> Directions for this task:
Scan the records for the string "that"; copy each line where it occurs.

> Collected data entries:

┄┄┄┄┄┄┄┄┄┄

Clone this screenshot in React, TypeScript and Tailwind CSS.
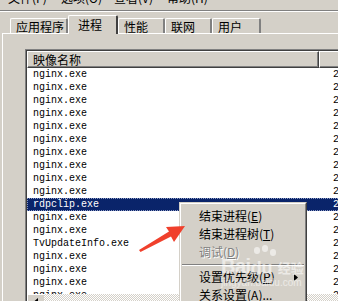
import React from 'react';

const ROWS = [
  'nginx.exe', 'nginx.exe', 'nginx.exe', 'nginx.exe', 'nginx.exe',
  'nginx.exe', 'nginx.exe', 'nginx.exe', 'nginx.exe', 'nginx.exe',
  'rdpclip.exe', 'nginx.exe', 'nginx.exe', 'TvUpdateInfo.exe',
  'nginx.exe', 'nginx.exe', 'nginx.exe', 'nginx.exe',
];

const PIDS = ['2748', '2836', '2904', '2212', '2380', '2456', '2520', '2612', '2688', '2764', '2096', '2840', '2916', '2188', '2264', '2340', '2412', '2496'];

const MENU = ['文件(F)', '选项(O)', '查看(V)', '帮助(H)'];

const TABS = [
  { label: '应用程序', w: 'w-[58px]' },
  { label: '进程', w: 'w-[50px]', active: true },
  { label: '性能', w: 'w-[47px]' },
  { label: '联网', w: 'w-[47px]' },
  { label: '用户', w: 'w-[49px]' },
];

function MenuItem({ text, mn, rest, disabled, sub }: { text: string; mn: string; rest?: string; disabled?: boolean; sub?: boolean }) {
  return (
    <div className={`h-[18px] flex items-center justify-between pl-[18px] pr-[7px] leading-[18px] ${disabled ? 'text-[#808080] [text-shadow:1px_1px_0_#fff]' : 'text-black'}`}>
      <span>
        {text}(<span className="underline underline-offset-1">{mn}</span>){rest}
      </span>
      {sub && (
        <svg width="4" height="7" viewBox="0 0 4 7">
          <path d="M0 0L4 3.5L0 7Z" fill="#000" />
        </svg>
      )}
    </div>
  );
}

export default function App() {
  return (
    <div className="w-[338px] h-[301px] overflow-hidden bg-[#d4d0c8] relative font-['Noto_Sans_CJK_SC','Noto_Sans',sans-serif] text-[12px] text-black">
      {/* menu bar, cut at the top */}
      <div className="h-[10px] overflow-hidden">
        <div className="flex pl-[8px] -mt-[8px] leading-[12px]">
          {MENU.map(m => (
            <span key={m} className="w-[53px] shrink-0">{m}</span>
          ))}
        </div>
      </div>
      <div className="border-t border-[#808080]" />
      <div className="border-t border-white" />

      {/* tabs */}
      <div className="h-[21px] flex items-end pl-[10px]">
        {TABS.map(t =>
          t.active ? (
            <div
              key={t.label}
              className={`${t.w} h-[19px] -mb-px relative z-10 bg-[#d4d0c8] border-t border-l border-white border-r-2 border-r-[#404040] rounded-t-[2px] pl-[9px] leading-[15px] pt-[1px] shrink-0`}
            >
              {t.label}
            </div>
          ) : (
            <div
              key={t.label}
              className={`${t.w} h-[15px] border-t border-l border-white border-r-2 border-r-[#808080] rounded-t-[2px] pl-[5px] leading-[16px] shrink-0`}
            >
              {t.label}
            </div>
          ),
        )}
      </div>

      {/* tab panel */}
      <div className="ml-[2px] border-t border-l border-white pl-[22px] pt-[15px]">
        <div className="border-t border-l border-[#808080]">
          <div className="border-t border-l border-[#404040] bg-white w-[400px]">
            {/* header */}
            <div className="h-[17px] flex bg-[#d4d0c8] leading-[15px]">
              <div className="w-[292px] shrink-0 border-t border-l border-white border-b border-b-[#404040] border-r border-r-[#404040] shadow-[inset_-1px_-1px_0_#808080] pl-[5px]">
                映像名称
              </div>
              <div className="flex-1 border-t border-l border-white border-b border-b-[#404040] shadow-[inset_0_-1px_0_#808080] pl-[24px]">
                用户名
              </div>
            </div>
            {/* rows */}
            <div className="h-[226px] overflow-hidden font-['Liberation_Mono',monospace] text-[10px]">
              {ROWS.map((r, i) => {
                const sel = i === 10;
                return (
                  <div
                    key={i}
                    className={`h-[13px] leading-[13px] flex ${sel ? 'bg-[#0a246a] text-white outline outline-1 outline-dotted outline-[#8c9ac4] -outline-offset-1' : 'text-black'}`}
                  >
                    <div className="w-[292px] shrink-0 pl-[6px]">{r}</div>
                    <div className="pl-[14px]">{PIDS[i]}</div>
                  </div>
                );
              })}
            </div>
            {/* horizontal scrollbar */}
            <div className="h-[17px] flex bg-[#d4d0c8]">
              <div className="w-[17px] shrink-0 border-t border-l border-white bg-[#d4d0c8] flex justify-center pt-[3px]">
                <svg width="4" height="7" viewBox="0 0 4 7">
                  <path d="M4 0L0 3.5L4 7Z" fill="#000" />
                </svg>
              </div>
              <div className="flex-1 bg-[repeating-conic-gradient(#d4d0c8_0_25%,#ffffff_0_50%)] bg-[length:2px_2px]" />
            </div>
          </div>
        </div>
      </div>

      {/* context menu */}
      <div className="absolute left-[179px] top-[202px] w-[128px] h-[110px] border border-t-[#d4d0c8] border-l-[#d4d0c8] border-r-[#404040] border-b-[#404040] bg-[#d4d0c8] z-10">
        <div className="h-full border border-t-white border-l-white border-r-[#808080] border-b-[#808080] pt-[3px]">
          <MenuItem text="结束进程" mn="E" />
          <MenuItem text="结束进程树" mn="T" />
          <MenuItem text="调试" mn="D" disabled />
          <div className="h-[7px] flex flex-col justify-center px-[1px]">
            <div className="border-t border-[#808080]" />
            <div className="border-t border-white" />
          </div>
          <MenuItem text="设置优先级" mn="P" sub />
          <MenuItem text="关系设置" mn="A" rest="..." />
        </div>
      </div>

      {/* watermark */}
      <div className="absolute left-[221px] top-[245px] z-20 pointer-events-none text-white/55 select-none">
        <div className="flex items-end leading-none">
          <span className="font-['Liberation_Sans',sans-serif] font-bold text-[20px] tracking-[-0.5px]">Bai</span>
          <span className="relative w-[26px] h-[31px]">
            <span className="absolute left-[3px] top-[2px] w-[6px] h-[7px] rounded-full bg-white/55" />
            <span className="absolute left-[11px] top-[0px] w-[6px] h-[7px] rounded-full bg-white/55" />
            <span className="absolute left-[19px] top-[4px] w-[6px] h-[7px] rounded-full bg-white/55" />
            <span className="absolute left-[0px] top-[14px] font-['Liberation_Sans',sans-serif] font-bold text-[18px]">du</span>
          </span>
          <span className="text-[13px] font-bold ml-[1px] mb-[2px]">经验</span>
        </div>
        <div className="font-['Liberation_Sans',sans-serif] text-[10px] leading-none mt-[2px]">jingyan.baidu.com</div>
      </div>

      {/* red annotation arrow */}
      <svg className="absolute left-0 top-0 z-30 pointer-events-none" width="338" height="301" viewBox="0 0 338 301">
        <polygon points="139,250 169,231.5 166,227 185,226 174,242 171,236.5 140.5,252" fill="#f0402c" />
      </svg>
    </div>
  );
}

┄┄┄┄┄┄┄┄┄┄

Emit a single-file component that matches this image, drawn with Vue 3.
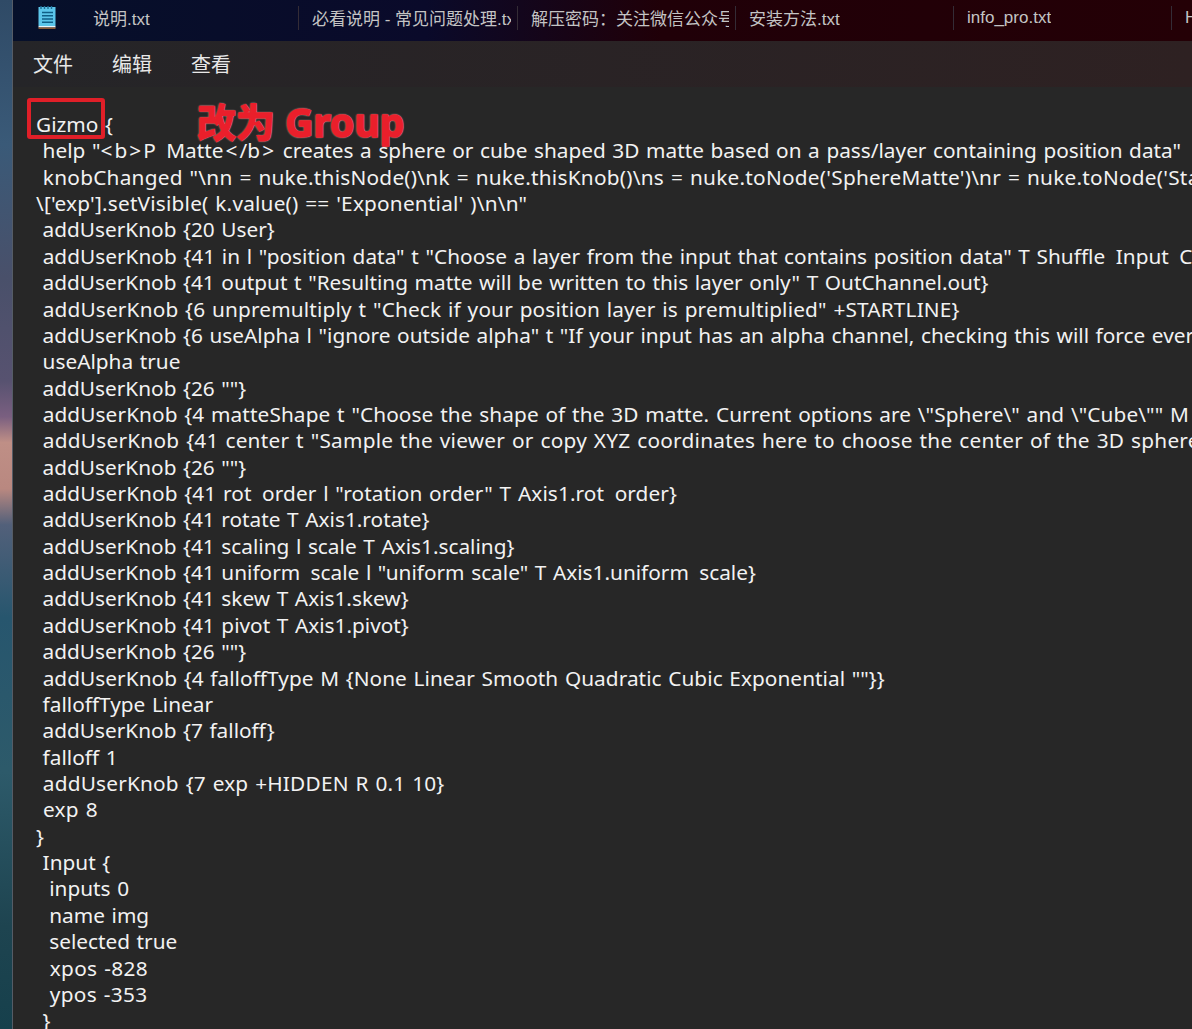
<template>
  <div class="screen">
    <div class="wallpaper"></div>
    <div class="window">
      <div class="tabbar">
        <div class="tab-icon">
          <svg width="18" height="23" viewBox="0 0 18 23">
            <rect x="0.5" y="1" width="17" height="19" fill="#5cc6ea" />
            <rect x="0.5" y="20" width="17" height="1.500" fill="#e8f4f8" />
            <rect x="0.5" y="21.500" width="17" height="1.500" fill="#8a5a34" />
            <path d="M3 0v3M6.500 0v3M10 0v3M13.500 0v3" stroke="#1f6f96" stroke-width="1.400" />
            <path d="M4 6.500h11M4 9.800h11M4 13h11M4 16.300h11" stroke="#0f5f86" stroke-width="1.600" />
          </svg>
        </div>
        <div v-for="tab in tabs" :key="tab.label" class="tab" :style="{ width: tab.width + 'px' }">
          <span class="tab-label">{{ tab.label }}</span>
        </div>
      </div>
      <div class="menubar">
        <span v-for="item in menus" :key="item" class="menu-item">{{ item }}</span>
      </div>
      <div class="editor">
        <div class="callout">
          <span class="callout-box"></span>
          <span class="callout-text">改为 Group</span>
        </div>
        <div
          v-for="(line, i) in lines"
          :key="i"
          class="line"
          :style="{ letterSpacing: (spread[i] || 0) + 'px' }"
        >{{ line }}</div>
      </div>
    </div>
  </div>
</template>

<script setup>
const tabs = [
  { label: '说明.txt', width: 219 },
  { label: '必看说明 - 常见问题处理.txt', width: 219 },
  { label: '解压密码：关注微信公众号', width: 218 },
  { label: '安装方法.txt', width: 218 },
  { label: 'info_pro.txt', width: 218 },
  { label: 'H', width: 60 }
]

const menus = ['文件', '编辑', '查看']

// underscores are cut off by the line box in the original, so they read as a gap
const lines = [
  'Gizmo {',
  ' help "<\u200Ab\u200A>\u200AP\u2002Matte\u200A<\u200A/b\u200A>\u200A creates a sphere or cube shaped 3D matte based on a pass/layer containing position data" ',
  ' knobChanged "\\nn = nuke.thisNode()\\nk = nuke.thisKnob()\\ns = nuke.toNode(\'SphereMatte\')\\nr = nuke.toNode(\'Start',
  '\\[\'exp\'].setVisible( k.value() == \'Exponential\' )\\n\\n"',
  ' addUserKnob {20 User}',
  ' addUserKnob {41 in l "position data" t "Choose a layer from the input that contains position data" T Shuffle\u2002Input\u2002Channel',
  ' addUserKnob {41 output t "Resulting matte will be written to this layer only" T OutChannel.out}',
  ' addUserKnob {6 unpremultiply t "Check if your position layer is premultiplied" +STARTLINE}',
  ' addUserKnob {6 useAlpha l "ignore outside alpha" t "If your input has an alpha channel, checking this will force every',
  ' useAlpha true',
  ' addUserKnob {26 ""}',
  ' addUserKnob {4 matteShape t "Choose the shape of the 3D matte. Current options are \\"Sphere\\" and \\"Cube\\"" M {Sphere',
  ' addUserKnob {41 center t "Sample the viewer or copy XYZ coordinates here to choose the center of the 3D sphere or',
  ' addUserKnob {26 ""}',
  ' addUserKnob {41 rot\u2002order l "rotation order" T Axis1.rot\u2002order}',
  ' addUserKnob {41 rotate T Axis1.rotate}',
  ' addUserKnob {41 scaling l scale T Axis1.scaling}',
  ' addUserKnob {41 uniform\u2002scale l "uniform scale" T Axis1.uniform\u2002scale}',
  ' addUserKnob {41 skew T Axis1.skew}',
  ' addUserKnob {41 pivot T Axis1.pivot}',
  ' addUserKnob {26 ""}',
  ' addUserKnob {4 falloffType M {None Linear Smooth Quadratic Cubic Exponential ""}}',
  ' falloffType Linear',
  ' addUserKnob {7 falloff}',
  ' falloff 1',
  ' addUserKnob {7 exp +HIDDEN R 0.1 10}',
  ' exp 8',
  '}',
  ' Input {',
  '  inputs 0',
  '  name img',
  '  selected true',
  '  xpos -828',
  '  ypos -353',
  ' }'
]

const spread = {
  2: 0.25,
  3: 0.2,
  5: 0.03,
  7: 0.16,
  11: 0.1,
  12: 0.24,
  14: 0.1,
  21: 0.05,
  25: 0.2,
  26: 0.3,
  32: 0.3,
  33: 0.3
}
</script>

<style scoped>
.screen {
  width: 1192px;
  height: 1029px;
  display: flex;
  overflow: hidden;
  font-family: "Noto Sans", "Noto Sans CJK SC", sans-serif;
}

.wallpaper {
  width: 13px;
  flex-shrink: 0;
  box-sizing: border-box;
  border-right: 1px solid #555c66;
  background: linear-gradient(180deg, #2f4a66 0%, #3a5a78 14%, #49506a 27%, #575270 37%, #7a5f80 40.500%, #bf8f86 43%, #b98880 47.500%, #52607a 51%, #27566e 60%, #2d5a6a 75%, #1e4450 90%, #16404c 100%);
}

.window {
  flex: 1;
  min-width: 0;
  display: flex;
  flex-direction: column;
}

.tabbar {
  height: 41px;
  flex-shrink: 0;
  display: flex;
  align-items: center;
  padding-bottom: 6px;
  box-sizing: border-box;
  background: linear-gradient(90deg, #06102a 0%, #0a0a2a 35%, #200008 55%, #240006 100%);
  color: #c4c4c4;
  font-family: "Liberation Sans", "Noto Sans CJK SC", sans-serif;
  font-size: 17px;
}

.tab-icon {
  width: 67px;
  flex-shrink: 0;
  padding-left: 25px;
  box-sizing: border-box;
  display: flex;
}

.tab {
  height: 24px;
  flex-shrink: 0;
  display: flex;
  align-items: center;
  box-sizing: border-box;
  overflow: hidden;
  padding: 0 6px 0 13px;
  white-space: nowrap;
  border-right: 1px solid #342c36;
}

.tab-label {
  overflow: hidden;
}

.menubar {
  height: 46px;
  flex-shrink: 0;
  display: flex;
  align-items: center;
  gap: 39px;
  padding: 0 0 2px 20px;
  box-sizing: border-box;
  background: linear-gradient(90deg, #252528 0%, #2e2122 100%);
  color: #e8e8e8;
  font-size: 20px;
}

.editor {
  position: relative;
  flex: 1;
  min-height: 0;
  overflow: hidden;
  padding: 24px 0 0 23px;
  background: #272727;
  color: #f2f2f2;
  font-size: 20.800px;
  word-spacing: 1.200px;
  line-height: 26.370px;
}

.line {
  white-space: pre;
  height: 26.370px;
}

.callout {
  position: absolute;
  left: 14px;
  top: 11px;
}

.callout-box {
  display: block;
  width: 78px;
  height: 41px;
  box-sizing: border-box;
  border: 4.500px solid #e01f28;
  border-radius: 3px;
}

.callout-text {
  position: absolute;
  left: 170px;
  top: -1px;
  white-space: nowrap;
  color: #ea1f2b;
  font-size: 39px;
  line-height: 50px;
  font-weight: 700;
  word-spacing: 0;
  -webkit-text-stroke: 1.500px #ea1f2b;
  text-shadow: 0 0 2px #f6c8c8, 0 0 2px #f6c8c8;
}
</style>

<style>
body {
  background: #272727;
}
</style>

┄┄┄┄┄┄┄┄┄┄

> The output:
Emit a single-file component that matches this image, drawn with Vue 3.
  ' addUserKnob {41 in l "position data" t "Choose a layer from the input that contains position data" T Shuffle\u2002Input\u2002Channel',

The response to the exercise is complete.